この日はエラリークリークに宿泊。オーミストン渓谷はほとんどキャンピングカーばかりでしたが、ここはテント泊の人も多かったです。
16日 アリススプリングス出発
アリススプリングス・デザートパークという動物園のような施設に立ち寄りました。
中央オーストラリアのいろいろな環境を再現して、そこに住む動物(おもに鳥)を飼育していました。まだまだ新しいようでしたが、なかなかおもしろかったです。広い夜行性動物館もありました。ここでバードショーを見学したのですが、なんと主役はトビ(フエフキトビとトビ)。客席やステージの周りを、飼育員の合図(要するに餌)に合わせて、気持ちよく悠々と飛び回っていました。これでトビをかなり見直しました。

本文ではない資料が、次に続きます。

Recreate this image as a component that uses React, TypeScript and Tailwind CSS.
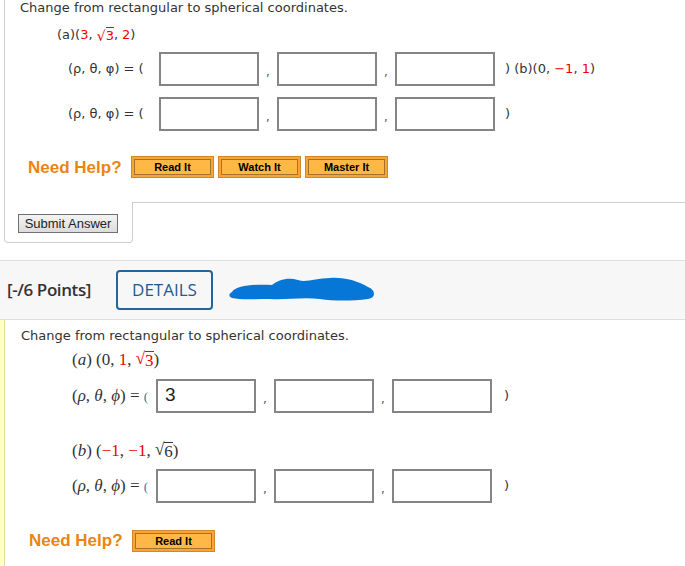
import React from "react";

const VERDANA = { fontFamily: "'DejaVu Sans', Verdana, sans-serif" };
const ARIAL = { fontFamily: "'Liberation Sans', Arial, sans-serif" };
const SERIF = { fontFamily: "'Liberation Serif', 'Times New Roman', serif" };
const OPEN = { fontFamily: "'Open Sans', 'Noto Sans', sans-serif" };

function Box({ value }: { value?: string }) {
  return (
    <div className="flex h-[34px] w-[100px] items-center border-2 border-[#858585] bg-white pl-[7px] text-[19px] text-[#222]" style={ARIAL}>
      {value}
    </div>
  );
}

function Comma() {
  return <span className="w-[18px] pt-[6px] text-center text-[12px] text-[#555]">,</span>;
}

function HelpButton({ label }: { label: string }) {
  return (
    <div className="flex h-[22px] w-[83px] items-stretch border border-[#d0882a] bg-[#f7a534] p-[2px]">
      <span className="flex flex-1 items-center justify-center border border-[#a8712a] bg-[#ffb845] text-[11px] font-bold text-black" style={ARIAL}>
        {label}
      </span>
    </div>
  );
}

function NeedHelp({ buttons }: { buttons: string[] }) {
  return (
    <div className="flex items-center">
      <span className="w-[103px] text-[17px] font-bold text-[#ec8510]" style={ARIAL}>
        Need Help?
      </span>
      <div className="flex gap-[4px]">
        {buttons.map((b) => (
          <HelpButton key={b} label={b} />
        ))}
      </div>
    </div>
  );
}

function Sqrt({ n, className }: { n: string; className?: string }) {
  return (
    <span className={`inline-flex items-end ${className ?? ""}`}>
      <span className="text-[14px] leading-none">√</span>
      <span className="border-t border-current leading-[15px]">{n}</span>
    </span>
  );
}

function SerifSqrt({ n, className }: { n: string; className?: string }) {
  return (
    <span className={`inline-flex items-start ${className ?? ""}`}>
      <span className="mt-[-1px] text-[17px] leading-[19px]">√</span>
      <span className="mt-[1px] border-t border-current leading-[17px]">{n}</span>
    </span>
  );
}

export default function App() {
  return (
    <div className="flex h-[566px] w-[685px] flex-col overflow-hidden bg-white text-[#333]" style={VERDANA}>
      {/* first question */}
      <div className="ml-[4px] border-l border-[#cfcfcf] pb-[22px]">
        <div className="pl-[15px] text-[13px] leading-[15px]">Change from rectangular to spherical coordinates.</div>
        <div className="mt-[10px] flex items-center pl-[52px] text-[13px]">
          (a)(<span className="text-[#e00]">3</span>,&nbsp;
          <Sqrt n="3" className="text-[#e00]" />, <span className="ml-[4px] text-[#e00]">2</span>)
        </div>

        <div className="mt-[7px] flex items-center pl-[63px] text-[13px]">
          <span className="w-[91px]">(ρ, θ, φ) = (</span>
          <Box />
          <Comma />
          <Box />
          <Comma />
          <Box />
          <span className="ml-[10px]">
            ) (b)(0, <span className="text-[#e00]">−1</span>, <span className="text-[#e00]">1</span>)
          </span>
        </div>
        <div className="mt-[11px] flex items-center pl-[63px] text-[13px]">
          <span className="w-[91px]">(ρ, θ, φ) = (</span>
          <Box />
          <Comma />
          <Box />
          <Comma />
          <Box />
          <span className="ml-[10px]">)</span>
        </div>

        <div className="mt-[24px] pl-[23px]">
          <NeedHelp buttons={["Read It", "Watch It", "Master It"]} />
        </div>
      </div>

      <div className="flex">
        <div className="ml-[4px] flex h-[41px] w-[129px] items-start rounded-b-[4px] border border-t-0 border-[#cfcfcf] pl-[13px] pt-[12px]">
          <button className="h-[19px] w-[100px] border border-[#707070] bg-gradient-to-b from-[#f4f4f4] to-[#dcdcdc] text-[13px] leading-none text-[#222]" style={ARIAL}>
            Submit Answer
          </button>
        </div>
        <div className="h-[41px] flex-1 border-t border-[#cfcfcf]" />
      </div>

      {/* header band */}
      <div className="mt-[17px] flex h-[60px] shrink-0 items-center border-y border-[#dedede] bg-[#f7f7f7] pl-[7px]" style={OPEN}>
        <span className="text-[17px] font-semibold tracking-[-0.4px] text-[#333]">[-/6 Points]</span>
        <span className="ml-[25px] flex h-[40px] w-[97px] items-center justify-center rounded-[4px] border-2 border-[#22679b] text-[17px] text-[#1c5c8c]">
          DETAILS
        </span>
        <svg className="ml-[13px] mt-[-4px]" width="152" height="32" viewBox="0 0 152 32">
          <path
            d="M6 20 C10 13 30 12 46 13 C52 8 62 5 72 8 C80 11 90 6 104 6 C118 5 132 9 142 15 C150 18 150 26 142 27 C126 29 108 29 94 27 C76 25 60 28 44 27 C30 27 14 28 6 26 C2 24 3 22 6 20 Z"
            fill="#0677d6"
          />
        </svg>
      </div>

      {/* second question */}
      <div className="flex flex-1">
        <div className="w-[5px] self-stretch border-r border-[#dede9c] bg-[#ffffcc]" />
        <div className="flex-1 pl-[16px] pt-[8px]">
          <div className="text-[13px] leading-[15px]">Change from rectangular to spherical coordinates.</div>
          <div className="mt-[4px] flex items-center pl-[51px] text-[17px] text-[#333]" style={SERIF}>
            (<i>a</i>)&nbsp;(0,&nbsp;<span className="text-[#e00]">1</span>,&nbsp;
            <SerifSqrt n="3" className="text-[#e00]" />)
          </div>
          <div className="mt-[6px] flex items-center pl-[51px]">
            <span className="w-[84px] text-[17px]" style={SERIF}>
              (<i>ρ</i>, <i>θ</i>, <i>ϕ</i>) = <span className="text-[13px] text-[#2b73b8]">(</span>
            </span>
            <Box value="3" />
            <Comma />
            <Box />
            <Comma />
            <Box />
            <span className="ml-[12px] text-[13px]">)</span>
          </div>

          <div className="mt-[25px] flex items-center pl-[51px] text-[17px]" style={SERIF}>
            (<i>b</i>)&nbsp;(<span className="text-[#e00]">−1</span>,&nbsp;<span className="text-[#e00]">−1</span>,&nbsp;
            <SerifSqrt n="6" />)
          </div>
          <div className="mt-[6px] flex items-center pl-[51px]">
            <span className="w-[84px] text-[17px]" style={SERIF}>
              (<i>ρ</i>, <i>θ</i>, <i>ϕ</i>) = <span className="text-[13px] text-[#2b73b8]">(</span>
            </span>
            <Box />
            <Comma />
            <Box />
            <Comma />
            <Box />
            <span className="ml-[12px] text-[13px]">)</span>
          </div>

          <div className="mt-[25px] pl-[8px]">
            <NeedHelp buttons={["Read It"]} />
          </div>
        </div>
      </div>
    </div>
  );
}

この後、アリススプリングスの街で四駆自動車を借り、空港に他のメンバーを迎えにいきました。フィル、ジェイコブ、アランの3人。フィルは相方が勤める鳥ツアー会社のボスで今回の旅行の計画者、ジェイコブはフィルの家にホームステイ中、アランはシドニーから来たトゥイッチャー。フィル以外とは初めてだったのですが、あいさつもそこそこに買い物、5人で1台じゃ狭すぎると文句を言いながらなんとか荷物を積み込み、そしていよいよジュピターウェルに向けて出発です。